Eva found out in the summer that her poem Cedar Tree would be published in Stone Soup, but did not know her work had been accepted to Magic Dragon until a copy arrived this month in the mail.

“I was very happy,” Eva said.

Eva had to make a recording of her poem for Stone Soup’s website. At the time, St George’s Preparatory was still in remote learning.

“The principal played the recording on her Zoom assembly when we found out it would be published,” her mother Lucinda Spurling said. “It was nice, because she is shy so she did not have to actually read it out in front of people.”

Ms Spurling said Eva, a modest soul, was actually slightly embarrassed when the poem was played over Zoom.

“But it will be great for her to look back on her early publishing success when she is older,” Ms Spurling said.

Eva fell in love with poetry last year in Primary 5 when teacher Heidi Brown taught a unit on poetry. Writing was already one of Eva’s favourite things to do in school, and she took to poetry with zeal. She was soon scribbling verses at home and in the classroom.

“My cousin had written a poem about a palmetto and her brother was going to write one about an olive wood,” Eva said. “Since they were doing trees, I wrote one about a cedar tree. At my house, we have a cedar tree with a swing. But the swing is broken now. Cedars are one of my top three favourite trees.”

She dedicated the poem to her grandfather, Rick Spurling, who is a volunteer at Carter House Museum in St David’s.
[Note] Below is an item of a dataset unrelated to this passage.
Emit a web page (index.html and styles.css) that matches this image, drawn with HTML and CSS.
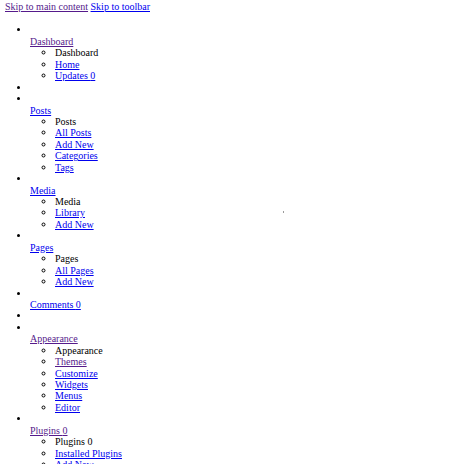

“Carter House is committed to conserving Bermuda’s early biodiversity which includes all endemics and natives and excludes all invasive species,” Ms Spurling explained. “Carter House has planted 45 different native and endemic species of plants on the grounds of the museum including cedars. The cedar is of course, one of the three most important endemic trees along with the olive wood and the palmetto. Eva’s Cedar Tree poem is on display inside the museum.”

In Cedar Tree, Eva described how the tree in her garden made her feel.

When swinging from your branches,

I feel like I have wings.

When I tell you my secrets,

You never say a thing.

Her mother was impressed.

“She had written all these poems,” said Ms Spurling, a filmmaker. “She came back from school with them. I thought those are pretty good for her age.”

And Eva’s enthusiasm for poetry, made her mother particularly happy because Eva struggled with reading for the first three years of school, due to an eye condition.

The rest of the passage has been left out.